> **Task brief**: Take every line from the material that has the word "React" in it.

> **Data provided**:
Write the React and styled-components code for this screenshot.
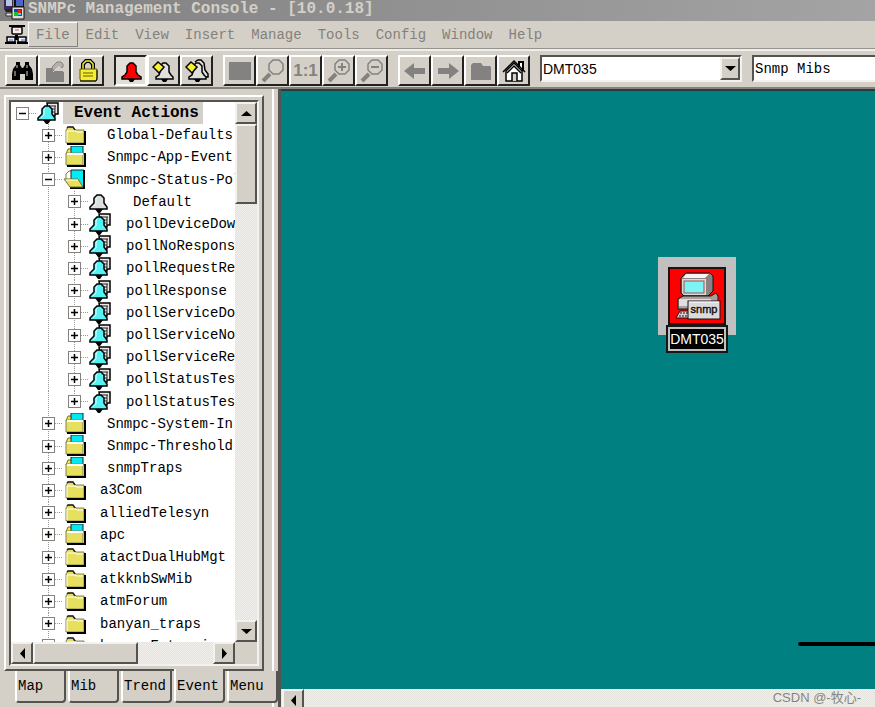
import React from "react";
import styled, { createGlobalStyle, css } from "styled-components";

const face = "#d4d0c8";
const dark = "#55534f";
const grey = "#848280";
const teal = "#008080";
const mono = `"Liberation Mono", "Noto Sans CJK SC", monospace`;
const sans = `"Liberation Sans", "Noto Sans CJK SC", sans-serif`;

const MENUS = ["File", "Edit", "View", "Insert", "Manage", "Tools", "Config", "Window", "Help"];

const TABS = ["Map", "Mib", "Trend", "Event", "Menu"];

const ROWS = [
  { level: 0, icon: "bell", label: "Event Actions", open: true },
  { level: 1, icon: "folder", label: "Global-Defaults", wide: true },
  { level: 1, icon: "filed", label: "Snmpc-App-Event", wide: true },
  { level: 1, icon: "opened", label: "Snmpc-Status-Pol", wide: true, open: true },
  { level: 2, icon: "plain", label: "Default", wide: true },
  { level: 2, icon: "bell", label: "pollDeviceDow" },
  { level: 2, icon: "bell", label: "pollNoRespons" },
  { level: 2, icon: "bell", label: "pollRequestRe" },
  { level: 2, icon: "bell", label: "pollResponse" },
  { level: 2, icon: "bell", label: "pollServiceDo" },
  { level: 2, icon: "bell", label: "pollServiceNo" },
  { level: 2, icon: "bell", label: "pollServiceRe" },
  { level: 2, icon: "bell", label: "pollStatusTes" },
  { level: 2, icon: "bell", label: "pollStatusTes" },
  { level: 1, icon: "filed", label: "Snmpc-System-In", wide: true },
  { level: 1, icon: "filed", label: "Snmpc-Threshold-", wide: true },
  { level: 1, icon: "filed", label: "snmpTraps", wide: true },
  { level: 1, icon: "folder", label: "a3Com" },
  { level: 1, icon: "folder", label: "alliedTelesyn" },
  { level: 1, icon: "filed", label: "apc" },
  { level: 1, icon: "folder", label: "atactDualHubMgt" },
  { level: 1, icon: "folder", label: "atkknbSwMib" },
  { level: 1, icon: "folder", label: "atmForum" },
  { level: 1, icon: "folder", label: "banyan_traps" },
  { level: 1, icon: "folder", label: "banyanExtensi" },
];

function App() {
  return (
    <>
      <GlobalStyle />
      <Window>
        <TitleBar>
          <AppIcon />
          <Title>SNMPc Management Console - [10.0.18]</Title>
        </TitleBar>
        <MenuBar>
          <NetworkIcon />
          {MENUS.map((name) => (
            <MenuItem key={name} $raised={name === "File"}>
              {name}
            </MenuItem>
          ))}
        </MenuBar>
        <Toolbar />
        <Body>
          <Sidebar>
            <EventTree />
            <Tabs>
              {TABS.map((name) => (
                <Tab key={name} $active={name === "Event"}>
                  {name}
                </Tab>
              ))}
            </Tabs>
          </Sidebar>
          <MapView />
        </Body>
      </Window>
    </>
  );
}

export default App;

function Toolbar() {
  return (
    <ToolRow>
      <ToolGroup>
        <Tool aria-label="Find"><Binoculars /></Tool>
        <Tool aria-label="Edit"><EditIcon /></Tool>
        <Tool aria-label="Lock"><LockIcon /></Tool>
      </ToolGroup>
      <ToolGroup>
        <Tool aria-label="Alarms" $pressed>
          <Glyph>
            <BellShape fill="#ff0000" />
          </Glyph>
        </Tool>
        <Tool aria-label="Acknowledge"><AckIcon /></Tool>
        <Tool aria-label="Acknowledge all"><AckIcon all /></Tool>
      </ToolGroup>
      <ToolGroup>
        <Tool aria-label="Whole map">
          <Glyph><rect x="1" y="3" width="22" height="18" fill={grey} /></Glyph>
        </Tool>
        <Tool aria-label="Zoom"><Lens /></Tool>
        <Tool>1:1</Tool>
        <Tool aria-label="Zoom in"><Lens sign="M11 8h8M15 4v8" /></Tool>
        <Tool aria-label="Zoom out"><Lens sign="M11 8h8" /></Tool>
      </ToolGroup>
      <ToolGroup>
        <Tool aria-label="Back">
          <Glyph><path d="M1 12 11 4v5h11v6H11v5z" fill={grey} /></Glyph>
        </Tool>
        <Tool aria-label="Forward">
          <Glyph><path d="M23 12 13 4v5H2v6h11v5z" fill={grey} /></Glyph>
        </Tool>
        <Tool aria-label="Folder">
          <Glyph><path d="M2 6 4 4h8l2 3h7l1 1v13H2z" fill={grey} /></Glyph>
        </Tool>
        <Tool aria-label="Home"><HomeIcon /></Tool>
      </ToolGroup>
      <Combo>
        <ComboSelect aria-label="Object" $font={sans}>
          <option>DMT035</option>
        </ComboSelect>
        <ComboArrow><Arrow dir="down" /></ComboArrow>
      </Combo>
      <Combo>
        <ComboSelect aria-label="Mib group" $font={mono}>
          <option>Snmp Mibs</option>
        </ComboSelect>
        <ComboArrow><Arrow dir="down" /></ComboArrow>
      </Combo>
    </ToolRow>
  );
}

function EventTree() {
  return (
    <Panel>
      <Well>
        <Viewport>
          <Tree>
            {ROWS.map((row, i) => (
              <Row key={i}>
                {Array.from({ length: row.level }, (_, n) => (
                  <Indent key={n} $line={n === 1} />
                ))}
                <Branch $line={row.level > 0} $end={i === 13}>
                  <Expander aria-label={row.open ? "Collapse" : "Expand"}>
                    <svg width="11" height="11" viewBox="0 0 11 11">
                      <path
                        d={row.open ? "M2 5.5h7" : "M2 5.5h7M5.5 2v7"}
                        stroke="#000"
                        strokeWidth="1.5"
                      />
                    </svg>
                  </Expander>
                </Branch>
                <TreeIcon kind={row.icon} />
                <Label $root={row.level === 0} $wide={row.wide}>
                  {row.label}
                </Label>
              </Row>
            ))}
          </Tree>
        </Viewport>
        <VScroll>
          <ScrollButton aria-label="Scroll up"><Arrow dir="up" /></ScrollButton>
          <Thumb $height={80} />
          <ScrollButton aria-label="Scroll down"><Arrow dir="down" /></ScrollButton>
        </VScroll>
        <HScroll>
          <ScrollButton aria-label="Scroll left"><Arrow dir="left" /></ScrollButton>
          <Thumb $width={105} />
          <ScrollButton aria-label="Scroll right"><Arrow dir="right" /></ScrollButton>
        </HScroll>
      </Well>
    </Panel>
  );
}

function MapView() {
  return (
    <MapPane>
      <Canvas>
        <Link />
        <Node>
          <Selection>
            <NodePicture />
          </Selection>
          <NodeName>
            <span>DMT035</span>
          </NodeName>
        </Node>
      </Canvas>
      <MapScroll>
        <ScrollButton aria-label="Scroll map left"><Arrow dir="left" /></ScrollButton>
        <Watermark>CSDN @-牧心-</Watermark>
      </MapScroll>
    </MapPane>
  );
}

// ---- icons ----

function Glyph({ children }) {
  return (
    <svg width="24" height="24" viewBox="0 0 24 24" fill="none">
      {children}
    </svg>
  );
}

function Arrow({ dir }) {
  const d = {
    up: "M5.5 3 11 8H0z",
    down: "M5.5 8 0 3h11z",
    left: "M3 5.5 8 0v11z",
    right: "M8 5.5 3 0v11z",
  }[dir];
  return (
    <svg width="11" height="11" viewBox="0 0 11 11">
      <path d={d} fill="#000" />
    </svg>
  );
}

function BellShape({ fill }) {
  return (
    <g>
      <path d="M9 20h7l-2 3h-3z" fill="#000" />
      <path
        d="M11 4h3l3 3v6l2 3 3 2v2H3v-2l3-2 2-3V7z"
        fill={fill}
        stroke="#000"
        strokeWidth="1.5"
      />
    </g>
  );
}

function Binoculars() {
  return (
    <Glyph>
      <path
        d="M6 3h4v3l2 3h1l2-3V3h4v3l3 4 1 5v6h-8v-6h-5v6H2v-6l1-5 3-4z"
        fill="#000"
      />
      <path d="M7 6v3M5 12v5M17 6v3M17 12v5" stroke="#d4d0c8" />
    </Glyph>
  );
}

function EditIcon() {
  return (
    <Glyph>
      <path d="M3 9h6l2 3h10v11H3z" fill={grey} />
      <path d="M9 8l5-5h4l2 2v3l-2 1-2-2-5 5z" fill="#b4b1ab" stroke={grey} />
      <path d="M10 13l6-6 5 6" stroke={face} />
    </Glyph>
  );
}

function LockIcon() {
  return (
    <Glyph>
      <path d="M7 11V5l3-3h4l3 3v6" stroke="#000" strokeWidth="4" />
      <path d="M7 11V5l3-3h4l3 3v6" stroke="#f4ed32" strokeWidth="1.5" />
      <path d="M4 10h17v10l-1 2H5l-1-2z" fill="#f4ed32" stroke="#5a5608" />
      <path d="M7 14h10M7 17h10" stroke="#605c10" />
      <path d="M4 22h16l1-2v-9" stroke="#000" />
    </Glyph>
  );
}

function AckIcon({ all }) {
  return (
    <Glyph>
      {all && (
        <path
          d="M10 3l3-2h3l3 3 1 7 3 4v3h-5"
          fill="#e2e0dc"
          stroke="#000"
          strokeWidth="1.5"
        />
      )}
      <path d="M9 20h7l-2 3h-3z" fill="#000" />
      <path
        d="M11 4h3l3 3v6l2 3 2 2v2H4v-2l3-2 1-3V7z"
        fill="#e2e0dc"
        stroke="#000"
        strokeWidth="1.5"
      />
      <path d="M6 3l6 5-5 6-6-6z" fill="#f8f032" stroke="#000" strokeWidth="1.5" />
    </Glyph>
  );
}

function Lens({ sign }) {
  return (
    <Glyph>
      <path d="M2 22l7-7" stroke={grey} strokeWidth="4" />
      <path d="M12 1h6l4 4v6l-4 4h-6l-4-4V5z" stroke={grey} strokeWidth="1.5" />
      {sign && <path d={sign} stroke={grey} strokeWidth="2" />}
    </Glyph>
  );
}

function HomeIcon() {
  return (
    <Glyph>
      <path d="M17 8V3h4v9" fill="#fff" stroke="#000" strokeWidth="2" />
      <path d="M4 12l8-8 8 8v10H4z" fill="#fff" stroke="#000" strokeWidth="1.5" />
      <path d="M1 13 12 2l11 11M5 14l7-7 7 7" stroke="#000" strokeWidth="1.5" />
      <path d="M10 22v-8h5v8" fill="#d4d0c8" stroke="#000" strokeWidth="1.5" />
    </Glyph>
  );
}

function TreeIcon({ kind }) {
  if (kind === "bell" || kind === "plain") {
    return (
      <TreeSvg viewBox="0 0 24 22">
        {kind === "bell" && (
          <g>
            <path d="M10 1h11v11h-3v2h-6z" fill="#e8e8e8" stroke="#000" strokeWidth="1.5" />
            <path d="M12 4h7M13 7h5M14 10h4M18 4v8" stroke="#222" fill="none" />
          </g>
        )}
        <path d="M6 18h8l-3 4H9z" fill="#000" />
        <path
          d="M8 4h4l3 3v5l3 4v2H1v-2l4-4V7z"
          fill={kind === "bell" ? "#54f2f4" : "#dedede"}
          stroke="#000"
          strokeWidth="1.5"
        />
        <path d="M8 6 7 8v5l-3 3" stroke="#d8ffff" fill="none" />
      </TreeSvg>
    );
  }
  if (kind === "opened") {
    return (
      <TreeSvg viewBox="0 0 24 22">
        <path d="M3 10V5l3-3h3v12z" fill="#fff" stroke="#807c30" />
        <path d="M8 1h13v17h-4L8 10z" fill="#00eef4" stroke="#222" />
        <path d="M21 1v18H7" fill="none" stroke="#000" strokeWidth="2" />
        <path d="M1 10h14l5 8H7z" fill="#e8e25a" stroke="#77732a" />
        <path d="M3 11h12" fill="none" stroke="#fff" />
      </TreeSvg>
    );
  }
  return (
    <TreeSvg viewBox="0 0 24 22">
      {kind === "folder" ? (
        <g>
          <path d="M3 6 5 3h5l3 3h8v13H3z" fill="#e6e05e" stroke="#85825a" />
          <path d="M4 4 5 3h5l2 3" fill="none" stroke="#222" strokeWidth="1.5" />
          <path d="M4 18V7h8l2 1h6" fill="none" stroke="#fff" />
        </g>
      ) : (
        <g>
          <path d="M3 8 5 3h4v6" fill="#f0e850" stroke="#77732a" />
          <rect x="8" y="0" width="12" height="8" fill="#00eaf4" stroke="#222" />
          <path d="M3 7h17v12H3z" fill="#e6e05e" stroke="#85825a" />
          <path d="M4 8h16" stroke="#fff" strokeWidth="2" />
        </g>
      )}
      <path d="M22 7v13H4" fill="none" stroke="#000" strokeWidth="2" />
    </TreeSvg>
  );
}

function AppIcon() {
  return (
    <svg width="22" height="21" viewBox="0 0 22 21">
      <path d="M0 0h9v9H0z" fill="#3b2a55" />
      <path d="M2 0h6v6H2z" fill="#b8c4e0" />
      <path d="M10 0h10v8H10z" fill="#111" />
      <path d="M12 0h7v6h-7z" fill="#4f64c4" />
      <path d="M0 9h9v3H2z" fill="#222" />
      <path d="M2 13h8v3H2z" fill="#e4e0dc" stroke="#333" />
      <path d="M8 7h12v12H8z" fill="#e0dcd8" stroke="#111" />
      <path d="M10 9h8v7h-8z" fill="#2434d0" />
      <path d="M10 12h4v4h-4z" fill="#12c818" />
      <path d="M14 10h3v3h-3z" fill="#f02020" />
      <path d="M14 13h3v2h-3z" fill="#20e0f0" />
    </svg>
  );
}

function NetworkIcon() {
  return (
    <svg width="23" height="22" viewBox="0 0 23 22">
      <path d="M4 1h16v2H4zM10 11h3v5h-3zM6 13h12v2H6z" fill="#000" />
      <rect x="7" y="3" width="10" height="7" rx="1" fill="#f2f0f0" stroke="#000" strokeWidth="1.5" />
      <path d="M10 6h4" stroke="#c06060" />
      <rect x="2" y="13" width="8" height="5" fill="#eef0fa" stroke="#000" strokeWidth="1.5" />
      <rect x="13" y="13" width="8" height="5" fill="#eef0fa" stroke="#000" strokeWidth="1.5" />
      <path d="M4 16h4M16 16h4" stroke="#4a62e0" />
      <path d="M0 19h11M12 19h11" stroke="#000" strokeWidth="2" />
    </svg>
  );
}

// managed host: a red tile with a PC and its snmp plate
function NodePicture() {
  return (
    <svg width="58" height="58" viewBox="0 0 58 58">
      <rect x="1" y="1" width="56" height="56" fill="#ff0000" stroke="#201010" strokeWidth="2" />
      <path d="M13 11l5-5h24l3 3v15l-5 5H16l-3-3z" fill="#8a8280" stroke="#1c1010" />
      <path d="M14 12h24v16H16l-2-2z" fill="#dedada" />
      <path d="M18 7h23l-4 4H15z" fill="#f6f4f4" />
      <rect x="16" y="14" width="20" height="12" fill="#7df4f4" stroke="#a05050" />
      <path d="M10 32l5-3h28l5-3 2 3v9l-4 4H10z" fill="#a8a09e" stroke="#1c1010" />
      <path d="M11 32h32v7H11z" fill="#e2dede" />
      <path d="M12 44h11v7H8z" fill="#d6d2d2" stroke="#201010" />
      <path d="M12 46h8M11 49h9" stroke="#201010" strokeDasharray="2 1" />
      <rect x="20" y="34" width="32" height="18" fill="#dcdada" stroke="#1c1010" />
      <path d="M21 35h30" stroke="#fff" />
      <text x="36" y="46" textAnchor="middle" fontFamily="Liberation Sans" fontSize="11" stroke="#111" strokeWidth="0.4" fill="#111">
        snmp
      </text>
    </svg>
  );
}

// ---- styles ----

const GlobalStyle = createGlobalStyle`
  * {
    box-sizing: border-box;
  }
  body {
    margin: 0;
    background: ${face};
    font: 14px/22px ${mono};
  }
  button, select {
    font: inherit;
    color: inherit;
    margin: 0;
    padding: 0;
    border-radius: 0;
  }
`;

// raised 3d edge shared by the scrollbar parts
const raised = css`
  background: ${face};
  border: 2px solid;
  border-color: #f4f2ee ${dark} ${dark} #f4f2ee;
`;

const dither = css`
  background: repeating-conic-gradient(#f2f0ed 0 25%, #e4e2dd 0 50%) 0 0 / 2px 2px;
`;

const Window = styled.div`
  display: flex;
  flex-direction: column;
  height: 100vh;
  min-height: 400px;
  overflow: hidden;
`;

const TitleBar = styled.header`
  display: flex;
  flex: none;
  gap: 2px;
  height: 21px;
  padding-left: 4px;
  background: linear-gradient(90deg, #808080, #a4a4a4);
`;

const Title = styled.h1`
  margin: 0;
  font-size: 16px;
  line-height: 18px;
  color: ${face};
  white-space: pre;
`;

const MenuBar = styled.nav`
  display: flex;
  flex: none;
  align-items: center;
  height: 28px;
  padding: 0 5px;
  border-bottom: 1px solid #96948f;
`;

const MenuItem = styled.button`
  height: 25px;
  padding: 0 7px;
  border: 1px solid;
  border-color: ${(p) => (p.$raised ? `#fff ${grey} ${grey} #fff` : "transparent")};
  background: none;
  color: #84817b;
`;

const ToolRow = styled.div`
  display: flex;
  flex: none;
  gap: 10px;
  height: 40px;
  padding: 4px 5px 0;
  border-top: 2px solid #f0eeea;
  border-bottom: 2px solid #85827e;
  overflow: hidden;
`;

const ToolGroup = styled.div`
  display: flex;
  flex: none;
`;

const Tool = styled.button`
  display: flex;
  align-items: center;
  justify-content: center;
  width: 33px;
  height: 31px;
  border: 2px solid;
  border-color: ${(p) => (p.$pressed ? "#222 #fff #fff #222" : "#fff #222 #222 #fff")};
  background: ${(p) => (p.$pressed ? "#e2dfda" : face)};
  color: ${grey};
  font: bold 17px ${sans};
`;

const Combo = styled.div`
  display: grid;
  flex: none;
  grid-template-columns: 1fr 20px;
  width: 202px;
  height: 27px;
  border: 2px solid;
  border-color: ${dark} #f4f2ee #f4f2ee ${dark};
  background: #fff;
`;

const ComboSelect = styled.select`
  grid-area: 1 / 1 / 2 / 3;
  appearance: none;
  padding-left: 1px;
  border: 0;
  background: none;
  color: #000;
  font-family: ${(p) => p.$font};
`;

const ComboArrow = styled.span`
  ${raised}
  grid-area: 1 / 2;
  display: flex;
  align-items: center;
  justify-content: center;
  pointer-events: none;
`;

const Body = styled.main`
  display: flex;
  flex: 1;
  min-height: 0;
`;

const Sidebar = styled.aside`
  display: flex;
  flex: none;
  flex-direction: column;
  width: 281px;
  padding: 6px 0 4px 4px;
  border-right: 3px solid ${dark};
  background: linear-gradient(90deg, transparent 272px, #fff 272px, #fff 274px, transparent 274px);
`;

const Panel = styled.section`
  display: flex;
  flex: 1;
  min-height: 0;
  width: 260px;
  padding: 3px;
  border: 2px solid;
  border-color: #fff ${dark} ${dark} #fff;
`;

const Well = styled.div`
  display: grid;
  flex: 1;
  grid-template: minmax(0, 1fr) 22px / minmax(0, 1fr) 22px;
  min-height: 0;
  border: 2px solid;
  border-color: ${dark} #f4f2ee #f4f2ee ${dark};
`;

const Viewport = styled.div`
  overflow: hidden;
  background: #fff;
`;

const Tree = styled.ul`
  display: grid;
  grid-auto-rows: 1fr;
  height: 555px;
  margin: 0;
  padding: 0;
  list-style: none;
`;

const Row = styled.li`
  display: flex;
  align-items: center;
  min-width: max-content;
`;

const dots = "repeating-linear-gradient(#999 0 1px, transparent 1px 2px)";

const Indent = styled.span`
  align-self: stretch;
  width: 26px;
  background: ${(p) => (p.$line ? `${dots} 11px 0 / 1px 100% no-repeat` : "none")};
`;

const Branch = styled.span`
  display: flex;
  align-items: center;
  align-self: stretch;
  width: 26px;
  padding-left: 5px;
  background:
    repeating-linear-gradient(90deg, #999 0 1px, transparent 1px 2px) 18px 50% / 8px 1px no-repeat,
    ${(p) => (p.$line ? dots : "linear-gradient(transparent, transparent)")} 11px 0 / 1px ${(p) => (p.$end ? "50%" : "100%")} no-repeat;
`;

const Expander = styled.button`
  display: flex;
  width: 13px;
  height: 13px;
  border: 1px solid #85827e;
  background: #fff;
`;

const TreeSvg = styled.svg`
  flex: none;
  width: 24px;
  height: 22px;
`;

const Label = styled.span`
  padding-left: ${(p) => (p.$wide ? 20 : 13)}px;
  white-space: pre;
  color: #000;

  ${(p) =>
    p.$root &&
    css`
      margin-left: 2px;
      padding: 0 4px 0 11px;
      background: ${face};
      font-size: 16px;
      font-weight: bold;
    `}
`;

const VScroll = styled.div`
  ${dither}
  display: flex;
  flex-direction: column;

  > :last-child {
    margin-top: auto;
  }
`;

const HScroll = styled.div`
  ${dither}
  display: flex;

  > :last-child {
    margin-left: auto;
  }
`;

const ScrollButton = styled.button`
  ${raised}
  display: flex;
  flex: none;
  align-items: center;
  justify-content: center;
  width: 22px;
  height: 22px;
`;

const Thumb = styled.div`
  ${raised}
  width: ${(p) => (p.$width ? `${p.$width}px` : "auto")};
  height: ${(p) => (p.$height ? `${p.$height}px` : "auto")};
`;

const Tabs = styled.div`
  display: flex;
  flex: none;
  gap: 2px;
  padding-left: 11px;
`;

const Tab = styled.button`
  width: 51px;
  height: 32px;
  padding-left: 1px;
  border: 2px solid;
  border-color: ${face} ${dark} ${dark} #fff;
  border-top-width: 0;
  border-radius: 0 0 4px 4px;
  background: ${face};
  color: #000;
  text-align: left;

  ${(p) =>
    p.$active &&
    css`
      margin-top: -2px;
      height: 34px;
      padding-top: 2px;
    `}
`;

const MapPane = styled.section`
  display: flex;
  flex: 1;
  flex-direction: column;
  min-width: 0;
`;

const Canvas = styled.div`
  position: relative;
  flex: 1;
  overflow: hidden;
  border-top: 2px solid #23403f;
  background: ${teal};
`;

const Link = styled.div`
  position: absolute;
  top: 551px;
  right: 0;
  left: 517px;
  height: 4px;
  border-radius: 2px 0 0 2px;
  background: #000;
`;

const Node = styled.div`
  position: absolute;
  top: 166px;
  left: 377px;
  display: grid;
  justify-items: center;
`;

const Selection = styled.div`
  display: flex;
  justify-content: center;
  width: 78px;
  height: 78px;
  padding-top: 10px;
  background: #c0c0c0;
`;

const NodeName = styled.div`
  margin-top: -10px;
  padding: 2px;
  border: 2px solid #181818;
  background: #c0c0c0;
  color: #fff;
  font: 14px/20px ${sans};

  span {
    display: block;
    background: #000;
  }
`;

const MapScroll = styled.div`
  ${dither}
  display: flex;
  flex: none;
  justify-content: space-between;
  height: 18px;
  padding-left: 1px;
  overflow: hidden;
`;

const Watermark = styled.span`
  padding-right: 14px;
  color: #85857f;
  font: 13px/18px ${sans};
`;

> **Complete answer**:
Write the React and styled-components code for this screenshot.
import React from "react";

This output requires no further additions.